GIVEN EXERCISE – Whenever a line contains the string "React", copy it out of the entries.

Entries with page source code:
__________

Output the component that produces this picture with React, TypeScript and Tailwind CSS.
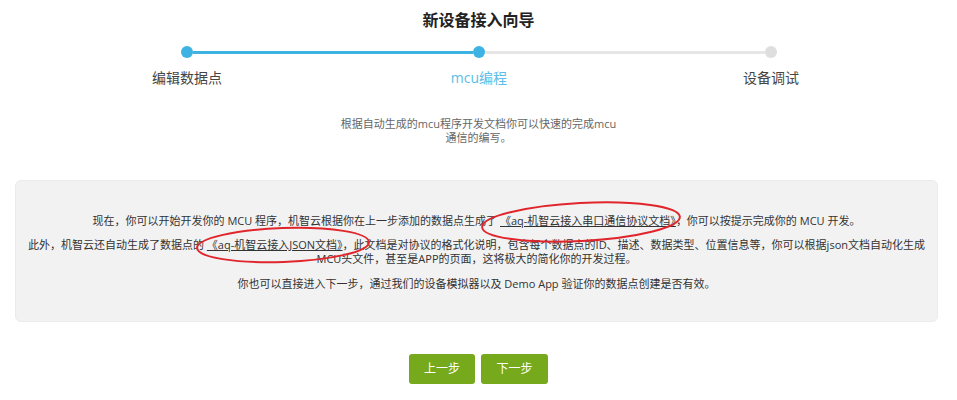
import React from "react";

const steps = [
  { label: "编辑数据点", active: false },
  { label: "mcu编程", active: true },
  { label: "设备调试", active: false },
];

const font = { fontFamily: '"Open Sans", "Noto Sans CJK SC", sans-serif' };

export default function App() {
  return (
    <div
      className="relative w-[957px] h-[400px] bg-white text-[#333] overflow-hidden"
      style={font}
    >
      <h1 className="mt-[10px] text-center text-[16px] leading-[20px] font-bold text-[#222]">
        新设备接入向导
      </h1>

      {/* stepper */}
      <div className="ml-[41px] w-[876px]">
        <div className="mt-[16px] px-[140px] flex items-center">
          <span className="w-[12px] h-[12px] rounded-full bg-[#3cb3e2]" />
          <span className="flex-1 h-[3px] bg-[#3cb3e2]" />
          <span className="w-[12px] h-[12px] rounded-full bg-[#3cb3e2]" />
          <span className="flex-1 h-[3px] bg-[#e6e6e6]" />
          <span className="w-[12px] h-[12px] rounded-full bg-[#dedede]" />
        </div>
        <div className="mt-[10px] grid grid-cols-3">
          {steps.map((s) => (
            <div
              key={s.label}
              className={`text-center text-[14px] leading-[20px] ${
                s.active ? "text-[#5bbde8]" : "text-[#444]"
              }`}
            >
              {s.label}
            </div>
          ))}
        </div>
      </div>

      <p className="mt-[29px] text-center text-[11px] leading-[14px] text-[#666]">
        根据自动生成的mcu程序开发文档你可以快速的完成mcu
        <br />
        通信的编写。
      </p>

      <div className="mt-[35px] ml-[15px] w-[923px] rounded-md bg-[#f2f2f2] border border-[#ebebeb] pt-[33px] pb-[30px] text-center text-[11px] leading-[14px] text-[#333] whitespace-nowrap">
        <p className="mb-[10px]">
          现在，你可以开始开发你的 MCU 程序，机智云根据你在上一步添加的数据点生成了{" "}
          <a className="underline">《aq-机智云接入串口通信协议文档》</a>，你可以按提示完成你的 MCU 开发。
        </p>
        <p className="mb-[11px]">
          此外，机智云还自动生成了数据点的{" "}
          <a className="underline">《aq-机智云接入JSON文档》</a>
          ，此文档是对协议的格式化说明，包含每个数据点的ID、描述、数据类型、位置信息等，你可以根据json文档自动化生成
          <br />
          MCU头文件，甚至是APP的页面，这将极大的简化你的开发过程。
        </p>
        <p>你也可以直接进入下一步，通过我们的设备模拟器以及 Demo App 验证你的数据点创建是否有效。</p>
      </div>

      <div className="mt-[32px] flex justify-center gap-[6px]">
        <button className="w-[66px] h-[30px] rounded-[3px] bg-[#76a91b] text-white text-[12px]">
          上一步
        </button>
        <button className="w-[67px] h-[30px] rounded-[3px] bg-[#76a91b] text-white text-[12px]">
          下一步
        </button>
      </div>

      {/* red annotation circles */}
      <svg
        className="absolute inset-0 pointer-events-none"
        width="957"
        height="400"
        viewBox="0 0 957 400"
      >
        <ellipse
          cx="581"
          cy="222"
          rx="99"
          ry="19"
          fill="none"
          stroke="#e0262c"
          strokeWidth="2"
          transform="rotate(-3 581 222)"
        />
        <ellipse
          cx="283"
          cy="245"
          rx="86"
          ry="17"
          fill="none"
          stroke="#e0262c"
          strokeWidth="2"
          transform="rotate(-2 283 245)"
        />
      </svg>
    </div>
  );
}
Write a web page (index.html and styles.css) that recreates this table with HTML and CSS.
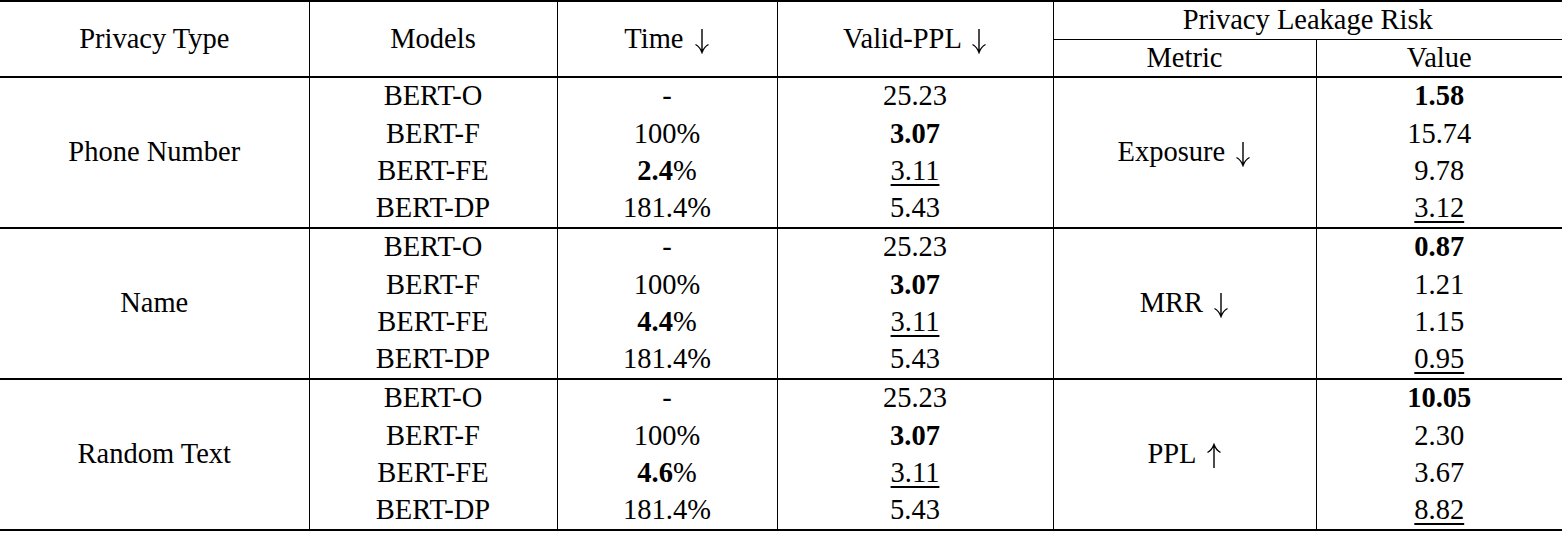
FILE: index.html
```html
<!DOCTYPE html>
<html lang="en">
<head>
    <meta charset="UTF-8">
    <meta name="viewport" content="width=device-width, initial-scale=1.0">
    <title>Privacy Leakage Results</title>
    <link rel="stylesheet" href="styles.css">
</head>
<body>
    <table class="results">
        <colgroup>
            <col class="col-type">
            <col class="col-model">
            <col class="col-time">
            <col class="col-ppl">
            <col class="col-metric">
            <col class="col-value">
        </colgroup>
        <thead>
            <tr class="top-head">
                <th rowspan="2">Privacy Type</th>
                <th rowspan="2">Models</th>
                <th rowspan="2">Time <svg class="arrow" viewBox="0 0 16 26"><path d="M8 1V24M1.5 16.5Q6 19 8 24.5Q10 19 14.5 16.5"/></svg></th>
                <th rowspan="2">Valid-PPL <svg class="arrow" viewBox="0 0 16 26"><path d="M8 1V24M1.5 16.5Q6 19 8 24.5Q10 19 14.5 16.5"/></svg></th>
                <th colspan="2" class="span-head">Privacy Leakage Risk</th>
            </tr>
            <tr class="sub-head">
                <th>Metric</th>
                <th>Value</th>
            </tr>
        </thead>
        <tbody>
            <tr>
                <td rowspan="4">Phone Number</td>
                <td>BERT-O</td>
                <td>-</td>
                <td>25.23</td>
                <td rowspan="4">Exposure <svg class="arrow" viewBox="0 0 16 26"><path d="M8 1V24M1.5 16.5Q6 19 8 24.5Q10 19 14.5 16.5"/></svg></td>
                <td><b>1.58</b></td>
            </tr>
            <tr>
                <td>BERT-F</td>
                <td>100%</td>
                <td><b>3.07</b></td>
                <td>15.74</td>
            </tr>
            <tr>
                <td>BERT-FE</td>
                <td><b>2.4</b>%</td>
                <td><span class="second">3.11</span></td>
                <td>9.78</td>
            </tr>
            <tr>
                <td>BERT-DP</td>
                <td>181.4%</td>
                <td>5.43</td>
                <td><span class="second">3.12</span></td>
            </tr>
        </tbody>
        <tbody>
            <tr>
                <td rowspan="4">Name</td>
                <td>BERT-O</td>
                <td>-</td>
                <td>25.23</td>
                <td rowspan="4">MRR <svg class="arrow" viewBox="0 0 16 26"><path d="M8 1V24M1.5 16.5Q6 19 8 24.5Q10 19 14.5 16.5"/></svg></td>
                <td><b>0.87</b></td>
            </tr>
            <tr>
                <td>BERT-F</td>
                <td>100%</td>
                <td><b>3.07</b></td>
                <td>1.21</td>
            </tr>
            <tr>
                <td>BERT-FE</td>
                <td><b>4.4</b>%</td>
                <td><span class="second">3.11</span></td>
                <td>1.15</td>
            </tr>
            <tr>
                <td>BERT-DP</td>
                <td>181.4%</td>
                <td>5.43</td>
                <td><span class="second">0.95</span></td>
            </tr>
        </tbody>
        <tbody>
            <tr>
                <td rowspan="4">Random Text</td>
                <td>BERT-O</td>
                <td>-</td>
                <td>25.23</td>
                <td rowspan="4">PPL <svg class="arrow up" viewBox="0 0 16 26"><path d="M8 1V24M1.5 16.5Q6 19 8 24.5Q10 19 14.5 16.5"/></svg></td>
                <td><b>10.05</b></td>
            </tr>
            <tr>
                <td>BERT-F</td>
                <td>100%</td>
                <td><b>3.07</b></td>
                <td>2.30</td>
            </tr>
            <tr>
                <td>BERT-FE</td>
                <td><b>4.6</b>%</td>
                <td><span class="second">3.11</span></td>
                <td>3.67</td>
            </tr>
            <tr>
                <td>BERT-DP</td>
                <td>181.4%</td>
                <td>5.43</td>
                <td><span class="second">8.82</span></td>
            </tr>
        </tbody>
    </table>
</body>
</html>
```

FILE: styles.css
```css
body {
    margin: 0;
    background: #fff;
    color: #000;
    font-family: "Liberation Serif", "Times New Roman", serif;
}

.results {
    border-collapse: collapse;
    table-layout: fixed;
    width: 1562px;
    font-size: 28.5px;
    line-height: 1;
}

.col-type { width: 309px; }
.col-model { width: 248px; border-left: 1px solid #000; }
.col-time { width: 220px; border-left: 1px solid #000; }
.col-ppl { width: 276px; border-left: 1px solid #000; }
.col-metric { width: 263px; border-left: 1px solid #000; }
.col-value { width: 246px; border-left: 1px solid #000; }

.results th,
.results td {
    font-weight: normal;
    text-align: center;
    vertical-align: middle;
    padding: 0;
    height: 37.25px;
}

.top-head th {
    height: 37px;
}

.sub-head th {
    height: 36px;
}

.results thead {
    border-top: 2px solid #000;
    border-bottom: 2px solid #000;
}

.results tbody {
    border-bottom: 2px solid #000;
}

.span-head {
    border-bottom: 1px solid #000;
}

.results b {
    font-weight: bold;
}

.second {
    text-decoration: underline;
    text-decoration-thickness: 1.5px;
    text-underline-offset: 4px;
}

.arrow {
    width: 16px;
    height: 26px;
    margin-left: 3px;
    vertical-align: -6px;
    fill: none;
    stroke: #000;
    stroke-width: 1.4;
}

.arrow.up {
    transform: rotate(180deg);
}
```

__________

EXERCISE OUTPUT –
Output the component that produces this picture with React, TypeScript and Tailwind CSS.
import React from "react";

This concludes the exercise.